A few months into her freshman year at Swarthmore, Paul suffered a personal tragedy, probably the first in her young life. In the winter of 1901, her parents took a vacation trip to Florida. They stayed only two weeks and then quickly returned to New Jersey; as Paul would subsequently recall, her father’s business activities kept him extremely busy. Soon after their return, Mr. Paul caught a cold that quickly became a very bad cold and then turned into pneumonia. In the blink of an eye he was gone, succumbing to the pneumonia and leaving Mrs. Paul with four young children. Alice had just turned sixteen. When asked many years later how she dealt with her father’s death, Alice’s response was vague at best: “I just remember that life went on.”6 For someone to have so vague a recollection about a seminal life event may seem odd at first glance. In fact, her response reflected another Paul characteristic. She consistently downplayed or was extremely vague about events in her life that, factually, had to have affected her deeply. Whether it was the death of her father or being force-fed as a suffrage prisoner or being committed to a psychiatric ward by the government because of her picketing activity, Paul’s personal recollections of these events were often sketchy, if not dismissive. Were it not for the testimony of others who worked with her and ample printed coverage of her experiences, she might still be regarded historically as little more than a misguided eccentric. As late as the 1970s, many historians of the woman suffrage movement viewed her as marginal at best and counterproductive at worst.
Yet life did go on for Alice, and Swarthmore continued to suit her. At that time, the college enrolled about four hundred students. In keeping with Quaker beliefs, about half the students were women—a ratio that made Swarthmore stand out among coeducational schools of the day.
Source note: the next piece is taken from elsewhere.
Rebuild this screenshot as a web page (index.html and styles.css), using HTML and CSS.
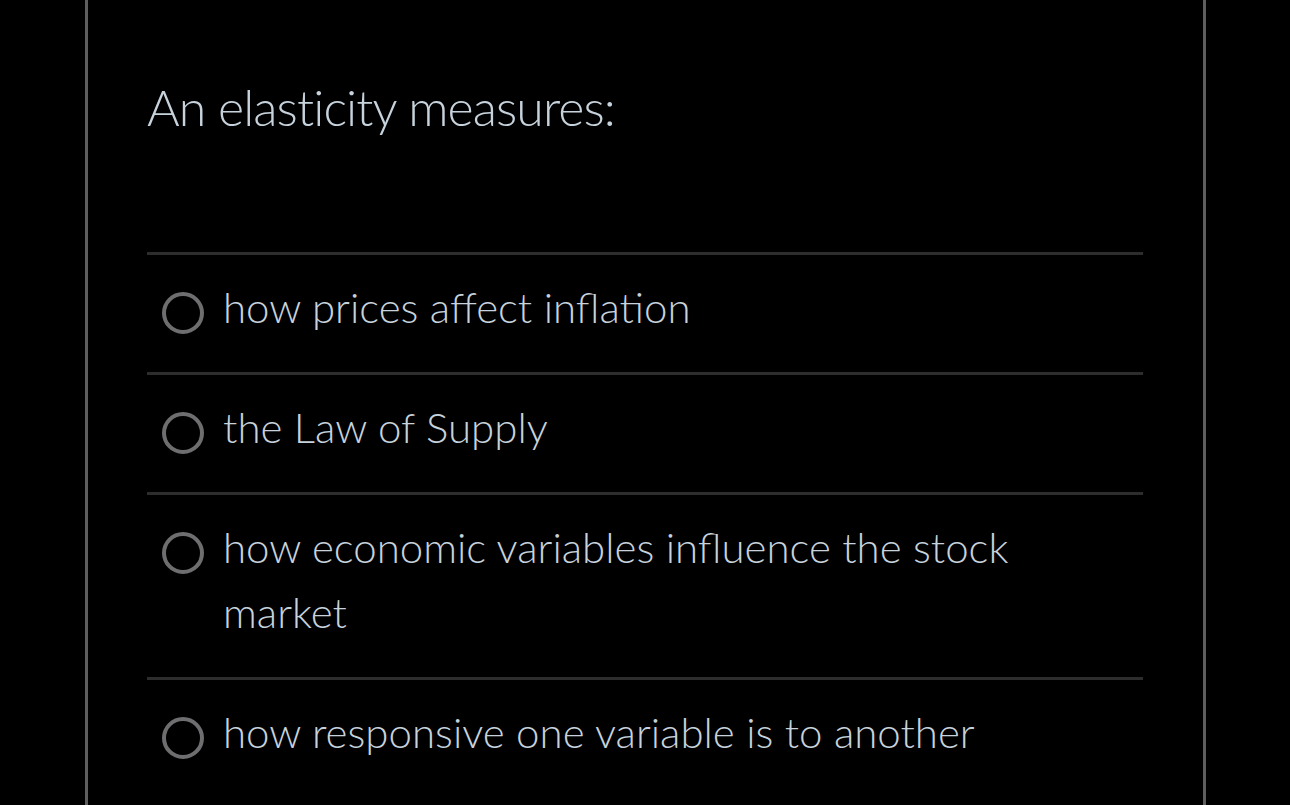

Alice enjoyed participating in sports; she excelled at tennis, loved basketball, and played field hockey as well. A lifelong friend whom she met at Swarthmore, Mabel Vernon, remembered Alice as rather shy but very sports-oriented. In those days, Vernon noted, Alice was the picture of health. Despite her shyness, Alice enjoyed conspiring with her close friends to play pranks on fellow students. One night, she and her friends tied together several white sheets and hung them out the dorm window, hoping to shock passersby when they spotted the ghostly apparitions. In many ways, this early version of Alice Paul was the typical college coed of her day, stretching the boundaries of her experience and enjoying the camaraderie of her friends.
For the first time in her memory, Paul experienced music and dance, both of which she seemed to enjoy. For Quakers, consensus on all things was not as important as interpreting one’s inner light. Those making the decisions at Swarthmore were comfortable with exposing their students to music and dance. Swarthmore students were encouraged to play musical instruments, and on Sunday evenings everyone could sing or listen to hymns performed by members of the community. Alice took dance classes and attended the college-sponsored dances for female students, the custom at Swarthmore. There were also weekly gatherings to which all students were invited. It was an opportunity to socialize, to chat with and get to know other students. Alice was also content to spend long hours reading and taking walks alone or with classmates along the Crum, a stream that bordered the Swarthmore campus.
Swarthmore students were expected to attend Quaker services each week and to take all their meals together as well. Students were assigned designated tables and seats when they arrived on campus. For four years they ate all their meals with the same group. Each table was presided over by a college dean, charged with instilling in her pupils proper etiquette as preparation for taking their place in polite society. Everyone said grace together, and then the male students would go out to the kitchen and bring in the food for the table. The dean signaled the end of each meal when “with great ceremony she rose and walked out and with great ceremony the students rose and walked out behind her. It was a very dignified and a very lovely regime.”7
In her sophomore year Alice joined a debate society, probably because she did not think her public speaking skills were at all impressive. Debating would be an opportunity to improve upon them. Mabel Vernon first met Alice Paul when both were competing in an extemporaneous speaking contest at Swarthmore. Knowing her friend to be a gifted speaker, Paul sought out her advice. Paul had no doubt that Vernon would win the competition. She confided to Vernon that she (Paul) would almost certainly be eliminated. She had very little confidence in her own public speaking ability. Vernon offered what advice she could to the uncertain Paul. In the end, Vernon did win first prize in the event but Paul also made the finals, indicating that she was a much better speaker than she gave herself credit for. Much later Vernon observed that this incident, too, had been characteristic of Alice Paul: she always seemed to downplay her own talents and abilities and believed that others could do things so much better than she.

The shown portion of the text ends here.